___ MATERIAL PROVIDED
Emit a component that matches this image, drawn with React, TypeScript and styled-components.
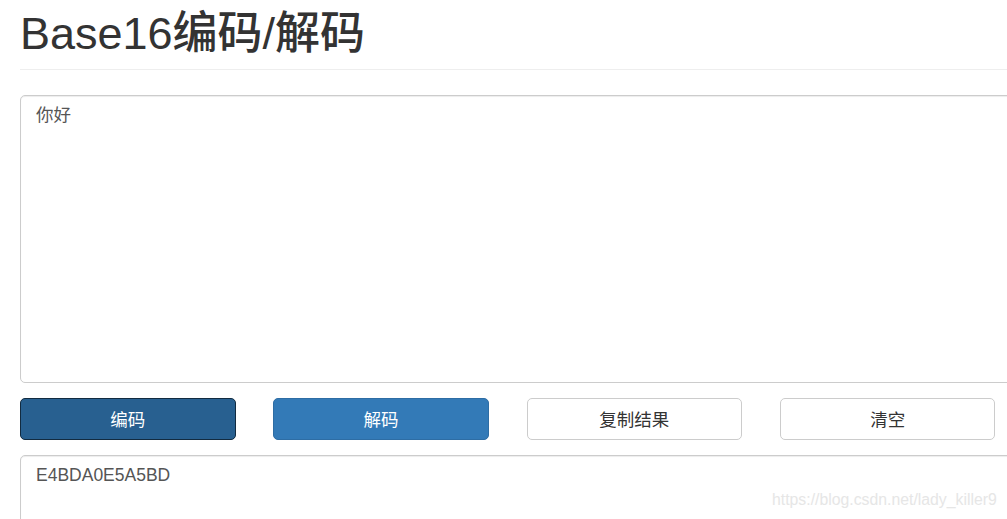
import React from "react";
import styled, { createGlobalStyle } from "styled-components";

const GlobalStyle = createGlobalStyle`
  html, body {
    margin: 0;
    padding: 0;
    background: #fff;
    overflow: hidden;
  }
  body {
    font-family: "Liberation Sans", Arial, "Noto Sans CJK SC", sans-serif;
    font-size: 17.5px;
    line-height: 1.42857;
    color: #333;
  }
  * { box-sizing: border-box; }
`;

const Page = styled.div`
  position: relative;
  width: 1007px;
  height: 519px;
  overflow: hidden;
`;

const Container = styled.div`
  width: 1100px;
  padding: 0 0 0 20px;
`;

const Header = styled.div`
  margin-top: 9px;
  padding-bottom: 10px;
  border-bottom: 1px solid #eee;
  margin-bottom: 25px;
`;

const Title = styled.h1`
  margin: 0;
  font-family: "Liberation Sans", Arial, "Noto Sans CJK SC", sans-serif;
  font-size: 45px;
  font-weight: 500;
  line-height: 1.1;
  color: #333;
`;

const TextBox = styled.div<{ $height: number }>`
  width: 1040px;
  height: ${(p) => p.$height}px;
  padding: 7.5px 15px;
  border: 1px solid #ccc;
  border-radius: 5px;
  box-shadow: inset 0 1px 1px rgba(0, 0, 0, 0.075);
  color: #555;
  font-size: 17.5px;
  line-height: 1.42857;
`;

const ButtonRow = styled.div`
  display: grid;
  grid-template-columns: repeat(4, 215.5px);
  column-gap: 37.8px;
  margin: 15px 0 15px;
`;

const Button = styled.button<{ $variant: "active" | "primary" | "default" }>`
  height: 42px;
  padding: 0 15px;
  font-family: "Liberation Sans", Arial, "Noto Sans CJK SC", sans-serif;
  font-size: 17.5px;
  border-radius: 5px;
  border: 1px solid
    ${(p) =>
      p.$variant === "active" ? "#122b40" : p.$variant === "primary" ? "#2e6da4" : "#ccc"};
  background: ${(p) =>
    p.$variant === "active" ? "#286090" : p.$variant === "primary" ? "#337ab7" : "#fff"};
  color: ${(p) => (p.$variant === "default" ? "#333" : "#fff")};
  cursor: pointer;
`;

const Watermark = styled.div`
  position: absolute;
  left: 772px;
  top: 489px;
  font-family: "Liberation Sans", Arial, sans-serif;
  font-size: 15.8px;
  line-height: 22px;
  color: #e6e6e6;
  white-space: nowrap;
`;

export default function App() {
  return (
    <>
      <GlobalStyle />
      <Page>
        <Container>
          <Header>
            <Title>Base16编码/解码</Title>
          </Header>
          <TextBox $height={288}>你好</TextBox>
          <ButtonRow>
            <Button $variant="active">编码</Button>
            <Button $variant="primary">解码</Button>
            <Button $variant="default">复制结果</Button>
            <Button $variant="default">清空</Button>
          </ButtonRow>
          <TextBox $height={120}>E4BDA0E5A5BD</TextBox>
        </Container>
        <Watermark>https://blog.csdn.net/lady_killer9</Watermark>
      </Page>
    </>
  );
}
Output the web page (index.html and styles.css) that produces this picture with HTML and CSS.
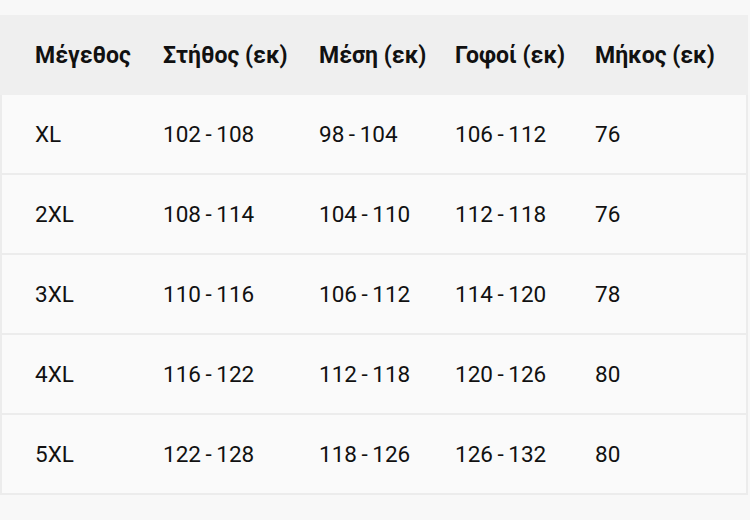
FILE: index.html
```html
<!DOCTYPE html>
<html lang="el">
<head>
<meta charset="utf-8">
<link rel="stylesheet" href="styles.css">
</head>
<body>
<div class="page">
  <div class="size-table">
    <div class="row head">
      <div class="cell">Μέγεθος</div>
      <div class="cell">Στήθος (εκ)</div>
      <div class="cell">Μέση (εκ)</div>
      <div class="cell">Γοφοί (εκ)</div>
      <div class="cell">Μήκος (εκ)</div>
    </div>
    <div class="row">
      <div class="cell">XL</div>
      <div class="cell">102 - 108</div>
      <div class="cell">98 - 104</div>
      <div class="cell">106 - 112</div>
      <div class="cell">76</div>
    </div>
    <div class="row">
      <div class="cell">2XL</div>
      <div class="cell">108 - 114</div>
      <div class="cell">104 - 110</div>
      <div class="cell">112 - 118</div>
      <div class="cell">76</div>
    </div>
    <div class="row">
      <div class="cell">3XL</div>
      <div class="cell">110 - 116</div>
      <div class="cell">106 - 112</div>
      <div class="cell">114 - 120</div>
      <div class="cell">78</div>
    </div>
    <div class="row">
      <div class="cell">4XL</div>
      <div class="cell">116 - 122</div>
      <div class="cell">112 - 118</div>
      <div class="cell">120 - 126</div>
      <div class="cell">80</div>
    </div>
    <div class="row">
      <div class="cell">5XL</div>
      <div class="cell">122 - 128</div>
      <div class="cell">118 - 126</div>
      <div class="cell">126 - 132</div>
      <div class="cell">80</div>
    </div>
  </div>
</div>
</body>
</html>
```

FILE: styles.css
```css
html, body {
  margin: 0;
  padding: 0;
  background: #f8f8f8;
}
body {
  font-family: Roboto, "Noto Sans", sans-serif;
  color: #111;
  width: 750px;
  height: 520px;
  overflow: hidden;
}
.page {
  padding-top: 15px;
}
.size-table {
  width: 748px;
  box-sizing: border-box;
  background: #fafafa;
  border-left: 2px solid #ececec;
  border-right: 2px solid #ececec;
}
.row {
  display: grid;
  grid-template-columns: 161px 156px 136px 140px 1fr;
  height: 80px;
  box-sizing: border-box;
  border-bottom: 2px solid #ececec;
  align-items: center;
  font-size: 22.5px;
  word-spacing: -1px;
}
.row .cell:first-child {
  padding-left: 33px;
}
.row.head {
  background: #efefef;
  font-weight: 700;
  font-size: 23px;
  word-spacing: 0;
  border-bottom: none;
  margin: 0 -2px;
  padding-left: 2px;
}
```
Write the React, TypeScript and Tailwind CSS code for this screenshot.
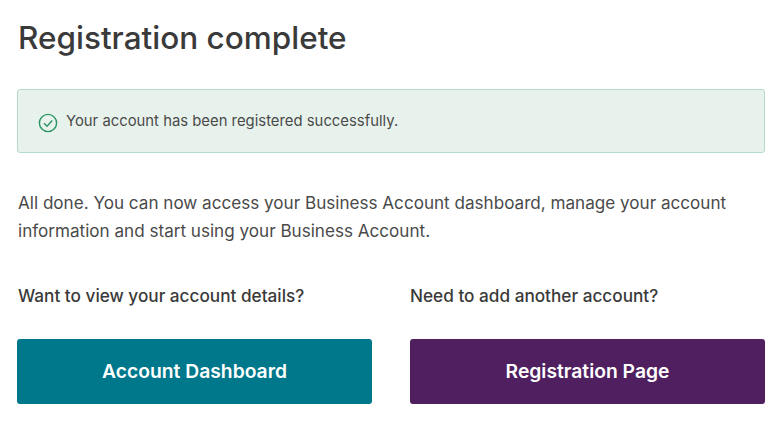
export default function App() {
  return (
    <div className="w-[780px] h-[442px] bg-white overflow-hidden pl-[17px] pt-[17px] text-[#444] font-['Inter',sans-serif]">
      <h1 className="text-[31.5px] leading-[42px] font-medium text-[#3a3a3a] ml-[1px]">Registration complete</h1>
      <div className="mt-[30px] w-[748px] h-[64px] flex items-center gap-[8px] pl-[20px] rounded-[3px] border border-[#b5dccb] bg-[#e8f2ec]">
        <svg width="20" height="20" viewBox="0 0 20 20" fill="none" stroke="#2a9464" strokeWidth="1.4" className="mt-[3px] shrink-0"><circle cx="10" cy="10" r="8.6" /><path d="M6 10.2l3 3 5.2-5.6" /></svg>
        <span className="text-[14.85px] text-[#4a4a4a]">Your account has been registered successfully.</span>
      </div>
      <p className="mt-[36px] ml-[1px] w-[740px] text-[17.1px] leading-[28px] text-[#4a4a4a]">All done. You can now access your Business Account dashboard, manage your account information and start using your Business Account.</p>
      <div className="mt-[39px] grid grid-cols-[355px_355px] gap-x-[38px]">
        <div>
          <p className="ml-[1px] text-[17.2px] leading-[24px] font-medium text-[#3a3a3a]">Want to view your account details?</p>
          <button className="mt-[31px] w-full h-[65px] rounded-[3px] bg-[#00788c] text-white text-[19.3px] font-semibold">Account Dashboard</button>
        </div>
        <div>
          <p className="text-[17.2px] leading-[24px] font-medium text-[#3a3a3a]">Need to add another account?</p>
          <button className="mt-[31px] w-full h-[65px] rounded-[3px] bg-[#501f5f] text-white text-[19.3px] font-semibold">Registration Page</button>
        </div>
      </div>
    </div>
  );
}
______
___ MATERIAL PROVIDED
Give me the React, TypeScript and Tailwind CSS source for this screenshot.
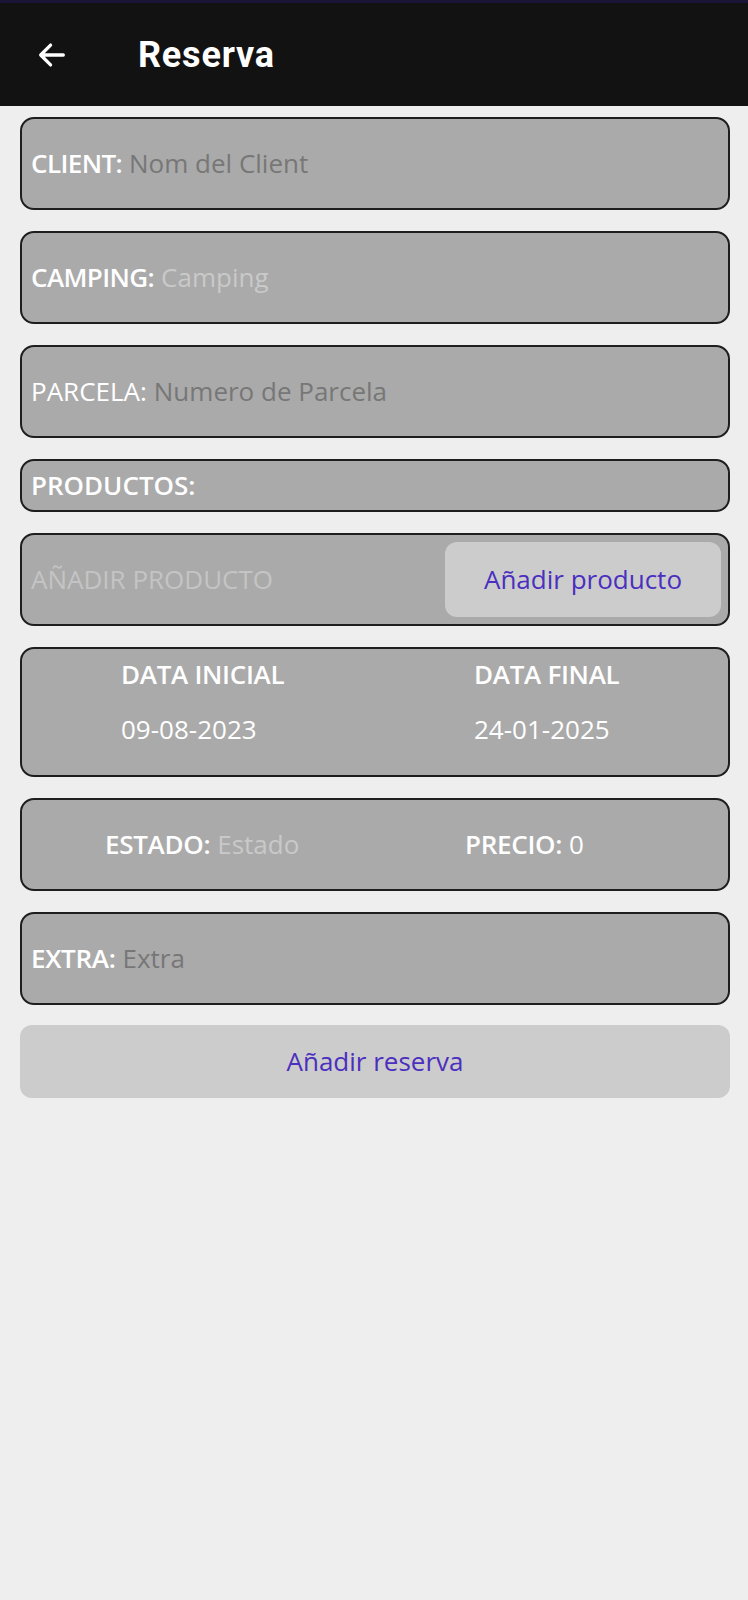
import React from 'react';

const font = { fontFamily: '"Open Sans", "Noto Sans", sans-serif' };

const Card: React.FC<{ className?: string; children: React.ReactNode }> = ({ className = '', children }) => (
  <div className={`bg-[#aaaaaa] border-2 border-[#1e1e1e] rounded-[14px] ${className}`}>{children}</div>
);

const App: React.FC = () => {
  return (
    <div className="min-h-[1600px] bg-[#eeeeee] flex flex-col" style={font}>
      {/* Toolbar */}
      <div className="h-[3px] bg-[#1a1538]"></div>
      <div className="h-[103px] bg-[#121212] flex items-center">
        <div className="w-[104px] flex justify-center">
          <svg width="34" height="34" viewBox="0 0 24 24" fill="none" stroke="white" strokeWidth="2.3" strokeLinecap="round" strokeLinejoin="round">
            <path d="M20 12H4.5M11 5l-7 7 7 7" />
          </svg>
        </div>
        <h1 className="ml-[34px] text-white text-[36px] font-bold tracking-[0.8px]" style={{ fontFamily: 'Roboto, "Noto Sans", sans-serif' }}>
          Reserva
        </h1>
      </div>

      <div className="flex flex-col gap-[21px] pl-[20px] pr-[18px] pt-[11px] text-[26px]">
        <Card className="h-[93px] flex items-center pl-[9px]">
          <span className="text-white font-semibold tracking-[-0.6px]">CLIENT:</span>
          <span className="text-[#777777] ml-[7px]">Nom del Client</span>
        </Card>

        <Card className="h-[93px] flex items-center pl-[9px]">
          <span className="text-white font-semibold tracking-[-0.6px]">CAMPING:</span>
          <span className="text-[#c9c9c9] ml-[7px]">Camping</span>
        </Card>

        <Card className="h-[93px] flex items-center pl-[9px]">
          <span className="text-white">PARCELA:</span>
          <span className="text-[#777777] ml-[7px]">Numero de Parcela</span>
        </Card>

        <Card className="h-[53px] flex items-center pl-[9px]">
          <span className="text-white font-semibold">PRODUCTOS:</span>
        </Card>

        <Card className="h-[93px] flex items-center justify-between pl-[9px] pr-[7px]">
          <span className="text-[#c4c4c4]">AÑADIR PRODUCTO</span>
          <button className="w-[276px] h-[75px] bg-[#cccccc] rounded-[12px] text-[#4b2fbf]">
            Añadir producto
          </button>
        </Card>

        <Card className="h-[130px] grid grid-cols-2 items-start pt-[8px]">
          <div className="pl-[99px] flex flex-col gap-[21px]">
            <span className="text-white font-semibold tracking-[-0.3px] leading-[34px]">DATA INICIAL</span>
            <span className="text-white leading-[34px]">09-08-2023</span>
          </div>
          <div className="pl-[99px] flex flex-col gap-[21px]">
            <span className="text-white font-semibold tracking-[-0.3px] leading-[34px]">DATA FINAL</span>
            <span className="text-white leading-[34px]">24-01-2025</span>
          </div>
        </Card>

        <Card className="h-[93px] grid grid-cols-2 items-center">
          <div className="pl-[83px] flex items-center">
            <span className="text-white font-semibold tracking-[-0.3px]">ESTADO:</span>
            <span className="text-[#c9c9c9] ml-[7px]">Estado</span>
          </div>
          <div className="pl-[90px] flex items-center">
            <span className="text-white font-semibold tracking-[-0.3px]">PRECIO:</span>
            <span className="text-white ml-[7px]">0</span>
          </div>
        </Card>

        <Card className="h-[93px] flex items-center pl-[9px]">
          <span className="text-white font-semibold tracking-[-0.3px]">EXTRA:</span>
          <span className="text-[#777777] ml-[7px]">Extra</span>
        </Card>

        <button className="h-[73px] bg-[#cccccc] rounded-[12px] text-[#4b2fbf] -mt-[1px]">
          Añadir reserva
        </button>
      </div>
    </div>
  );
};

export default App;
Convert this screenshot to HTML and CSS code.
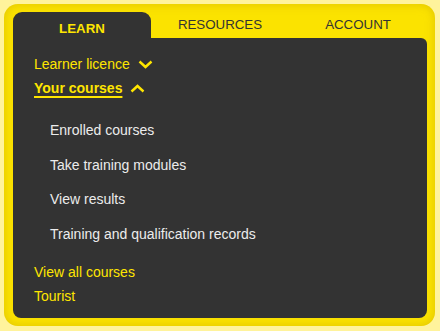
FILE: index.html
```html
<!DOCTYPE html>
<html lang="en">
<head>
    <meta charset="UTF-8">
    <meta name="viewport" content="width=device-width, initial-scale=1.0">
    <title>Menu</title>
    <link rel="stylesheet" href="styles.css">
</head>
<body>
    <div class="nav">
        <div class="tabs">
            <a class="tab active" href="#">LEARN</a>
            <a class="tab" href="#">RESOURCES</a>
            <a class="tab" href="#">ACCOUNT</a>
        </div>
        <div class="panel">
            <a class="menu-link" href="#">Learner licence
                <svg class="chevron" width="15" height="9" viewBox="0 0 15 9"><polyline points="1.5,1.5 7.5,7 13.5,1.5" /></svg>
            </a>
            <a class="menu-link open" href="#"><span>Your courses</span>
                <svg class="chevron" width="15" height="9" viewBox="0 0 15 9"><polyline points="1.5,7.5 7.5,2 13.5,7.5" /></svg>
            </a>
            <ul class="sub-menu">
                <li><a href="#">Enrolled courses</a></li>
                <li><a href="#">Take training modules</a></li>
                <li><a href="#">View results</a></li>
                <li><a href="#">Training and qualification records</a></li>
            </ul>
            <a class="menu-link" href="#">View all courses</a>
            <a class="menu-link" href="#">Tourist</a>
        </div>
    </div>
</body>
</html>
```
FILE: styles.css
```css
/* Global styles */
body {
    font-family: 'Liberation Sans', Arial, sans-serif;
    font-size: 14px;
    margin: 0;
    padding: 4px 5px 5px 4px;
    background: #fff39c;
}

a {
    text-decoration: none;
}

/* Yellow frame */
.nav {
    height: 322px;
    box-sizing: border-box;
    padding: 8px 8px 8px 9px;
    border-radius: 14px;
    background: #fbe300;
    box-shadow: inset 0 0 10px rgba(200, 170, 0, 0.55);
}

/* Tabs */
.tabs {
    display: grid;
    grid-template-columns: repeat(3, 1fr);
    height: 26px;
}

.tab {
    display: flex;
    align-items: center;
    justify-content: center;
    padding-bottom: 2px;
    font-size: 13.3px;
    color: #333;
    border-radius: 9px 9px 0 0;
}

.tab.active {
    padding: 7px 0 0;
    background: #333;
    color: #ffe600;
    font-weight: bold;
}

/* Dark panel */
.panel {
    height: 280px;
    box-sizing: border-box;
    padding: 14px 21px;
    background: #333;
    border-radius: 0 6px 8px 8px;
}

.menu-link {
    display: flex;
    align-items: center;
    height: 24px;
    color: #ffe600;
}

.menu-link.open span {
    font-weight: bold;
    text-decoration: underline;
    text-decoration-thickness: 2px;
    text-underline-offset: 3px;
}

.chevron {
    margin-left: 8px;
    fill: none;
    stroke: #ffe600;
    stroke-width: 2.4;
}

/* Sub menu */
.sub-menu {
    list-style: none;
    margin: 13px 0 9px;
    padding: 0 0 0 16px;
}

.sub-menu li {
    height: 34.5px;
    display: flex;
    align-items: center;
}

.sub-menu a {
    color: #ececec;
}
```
______
___ MATERIAL PROVIDED
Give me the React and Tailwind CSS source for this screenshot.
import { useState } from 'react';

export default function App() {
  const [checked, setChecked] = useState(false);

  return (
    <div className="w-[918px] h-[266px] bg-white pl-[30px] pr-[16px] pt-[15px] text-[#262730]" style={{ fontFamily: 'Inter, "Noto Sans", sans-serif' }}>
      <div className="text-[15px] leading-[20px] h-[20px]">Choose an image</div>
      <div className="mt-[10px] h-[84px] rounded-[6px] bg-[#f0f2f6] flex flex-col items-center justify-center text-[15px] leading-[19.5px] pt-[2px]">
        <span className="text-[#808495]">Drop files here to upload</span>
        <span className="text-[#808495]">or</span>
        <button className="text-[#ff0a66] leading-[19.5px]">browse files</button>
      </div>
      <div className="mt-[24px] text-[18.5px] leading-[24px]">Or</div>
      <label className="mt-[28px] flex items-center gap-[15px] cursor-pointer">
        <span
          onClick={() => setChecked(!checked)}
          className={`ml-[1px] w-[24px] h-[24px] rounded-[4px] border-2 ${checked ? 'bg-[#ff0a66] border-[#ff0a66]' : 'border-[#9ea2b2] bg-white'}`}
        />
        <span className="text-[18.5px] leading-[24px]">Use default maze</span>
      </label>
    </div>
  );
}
______
• PROBLEM TO WORK ON: The lines above from the one containing "Give me the React and" through the one containing "const [checked, setChecked]" are to be set down exactly, and no others.

• OUTPUT BELOW:
Give me the React and Tailwind CSS source for this screenshot.
import { useState } from 'react';

export default function App() {
  const [checked, setChecked] = useState(false);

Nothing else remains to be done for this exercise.